そして彼が このタイミングで復学したのは作品の都合でもあろう。上述の通り、ある程度 良たちの進路が決まってから、恕矢は彼らの人生に割って入ろうとする。伯王はフォロー役として恕矢に、良は恕矢と昔の関係を取り戻すために話し掛ける。今回、恕矢は幼なじみだから当然だが、相変わらず良は新キャラの男性にグイグイと接点を持とうとするところがある。完全に肉食系に見える。反対に女性キャラには自分から近づこうとしないよね。紗英からは距離を取ろうとするが彼女の方から近づいてきた。恕矢へのアプローチは、仙堂が初登場した際に似ている気がする(『3巻』)。見た目だけじゃなく自分のことを話さない性格も似ている2人である。
ちなみに恕矢が登場して以降、見極めが難しい仙堂(せんどう)の出番が極端に減る。ちょっと描き分けのバリエーションが少なすぎやしないか。せっかく仙堂が真琴とのシーンで好感度が上がったのに、読者の混乱を最小限にするためか、恕矢と入れ替わるように出番が少なくなったのは残念。

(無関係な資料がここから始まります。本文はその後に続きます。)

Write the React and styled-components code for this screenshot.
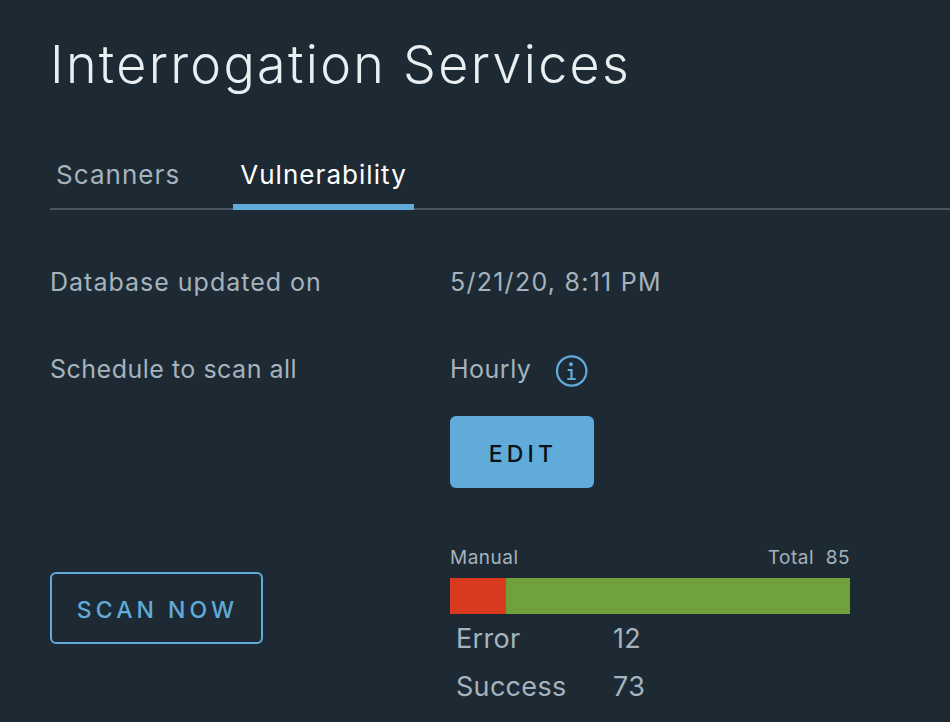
import React from "react";
import styled, { createGlobalStyle } from "styled-components";

const Global = createGlobalStyle`
  html, body { margin: 0; padding: 0; background: #1e2a33; }
  body { font-family: Inter, "Noto Sans", sans-serif; overflow: hidden; }
`;
const Page = styled.div`
  width: 950px; height: 722px; box-sizing: border-box; overflow: hidden;
  padding: 32px 0 0 50px; background: #1e2a33;
`;
const Title = styled.h1`
  margin: 0; font-size: 52px; line-height: 66px; font-weight: 300; color: #e9eef1; letter-spacing: 2.3px;
`;
const Tabs = styled.div`
  display: flex; margin-top: 63px; height: 47px; border-bottom: 2px solid #4a555f;
`;
const Tab = styled.div`
  box-sizing: border-box; height: 49px; padding: 0 7px; margin-left: ${p => p.$first ? "-1px" : "0"}; margin-right: ${p => p.$first ? "46px" : "0"};
  font-size: 26px; line-height: 28px; font-weight: 400; letter-spacing: 1.05px;
  color: ${p => p.$active ? "#ffffff" : "#a4b3bd"};
  border-bottom: 6px solid ${p => p.$active ? "#60abd9" : "transparent"};
`;
const Row = styled.div`
  display: grid; grid-template-columns: 400px 1fr; align-items: start; font-size: 25px; line-height: 32px; color: #a4b3bd;
  letter-spacing: 0.5px; margin-top: ${p => p.$gap}px;
`;
const Spaced = styled.div`letter-spacing: ${p => p.$spacing}px;`;
const Cell = styled.div`display: flex; align-items: flex-start; gap: 25px;`;
const InfoIcon = styled.svg`margin-top: 2px; flex: none;`;
const Stack = styled.div`display: flex; flex-direction: column; align-items: flex-start;`;
const Edit = styled.button`
  width: 144px; height: 72px; margin-top: 29px; padding: 3px 0 0 2px; border: 0; border-radius: 6px; background: #60abd9; color: #0a1114;
  font: 500 23px Inter, sans-serif; letter-spacing: 4.2px;
`;
const Bottom = styled.div`display: grid; grid-template-columns: 400px 400px; margin-top: 59px;`;
const Scan = styled.button`
  box-sizing: border-box; width: 213px; height: 72px; margin-top: 25px; padding: 3px 0 0 2px; border: 2px solid #60abd9; border-radius: 6px; background: transparent; color: #60abd9;
  font: 500 23px Inter, sans-serif; letter-spacing: 4.05px;
`;
const Caption = styled.div`
  display: flex; justify-content: space-between; height: 31px; font-size: 19px; line-height: 22px; letter-spacing: 0.5px; color: #a4b3bd;
`;
const Bar = styled.div`display: flex; height: 36px; background: #70a13a;`;
const Fail = styled.div`background: #d93b20;`;
const Stat = styled.div`
  display: grid; grid-template-columns: 157px 1fr; padding-left: 6px; height: 48px; font-size: 27px; line-height: 48px; letter-spacing: 0.3px; color: #a4b3bd;
`;
const Stats = styled.div`padding-top: 1px;`;
const Info = () => (
  <InfoIcon width="32" height="32" viewBox="0 0 32 32" fill="none" stroke="#60abd9">
    <circle cx="15.7" cy="16" r="14.7" strokeWidth="2.2" />
    <circle cx="15" cy="9.3" r="2" fill="#60abd9" stroke="none" />
    <path d="M11.7 15h3.8v9M11.3 24h8.4" strokeWidth="2.2" />
  </InfoIcon>
);

export default function App() {
  const total = 85, err = 12;
  return (
    <Page>
      <Global />
      <Title>Interrogation Services</Title>
      <Tabs>
        <Tab $first>Scanners</Tab>
        <Tab $active>Vulnerability</Tab>
      </Tabs>
      <Row $gap={56}>
        <Spaced $spacing={1}>Database updated on</Spaced>
        <Spaced $spacing={1.25}>5/21/20, 8:11 PM</Spaced>
      </Row>
      <Row $gap={55}>
        <div>Schedule to scan all</div>
        <Stack>
          <Cell>Hourly <Info /></Cell>
          <Edit>EDIT</Edit>
        </Stack>
      </Row>
      <Bottom>
        <div><Scan>SCAN NOW</Scan></div>
        <div>
          <Caption><span>Manual</span><span>Total&nbsp; 85</span></Caption>
          <Bar><Fail style={{ width: `${(err / total) * 100}%` }} /></Bar>
          <Stats>
            <Stat><span>Error</span><span>12</span></Stat>
            <Stat><span>Success</span><span>73</span></Stat>
          </Stats>
        </div>
      </Bottom>
    </Page>
  );
}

ラストの不審者が唐突過ぎて唖然とした。目的としては恕矢の暴力キャラの噂を広めるためなのは分かるし、恕矢に生徒を殴るような真似をさせないように外部の人間が用意されたのだろうが、その登場が 余りにも突然で違和感しかない。恕矢の天敵とも言える、次の話での黒幕が雇った、とかの方が まだ説得力がある。


56話。恕矢が停学になった事件の真相が語られ、彼の本質が少しずつ見える回。

しかし主人公の周囲以外の この学校の生徒は腹黒いですね。Lクラスは足を引っ張り合うし、Bクラスは就職先のことで頭がいっぱい。あんまり楽しい学校生活には見えない。

我慢を重ねた恕矢が良にまで危険が及んでキレるという展開に愛の深さを感じる。停学の原因も良を失って自暴自棄になっただけだし。それにしても良に専属執事・伯王がいるからといって、自分を求める人と専属契約を結ぶという流れは、フラれて何とも思っていない人と付き合ったり結婚したりするような行動だなぁ。こういう刹那的な行動も それだけ恕矢の想いが深いということなのか。

恕矢は今回、少なくとも良には自分の汚名は返上できて、今度こそ伯王にも対抗する覚悟も固まった。進路や努力、成長に焦る中、かなり執念深そうな人を相手にしなければならない忙しい3年生の生活が始まった…。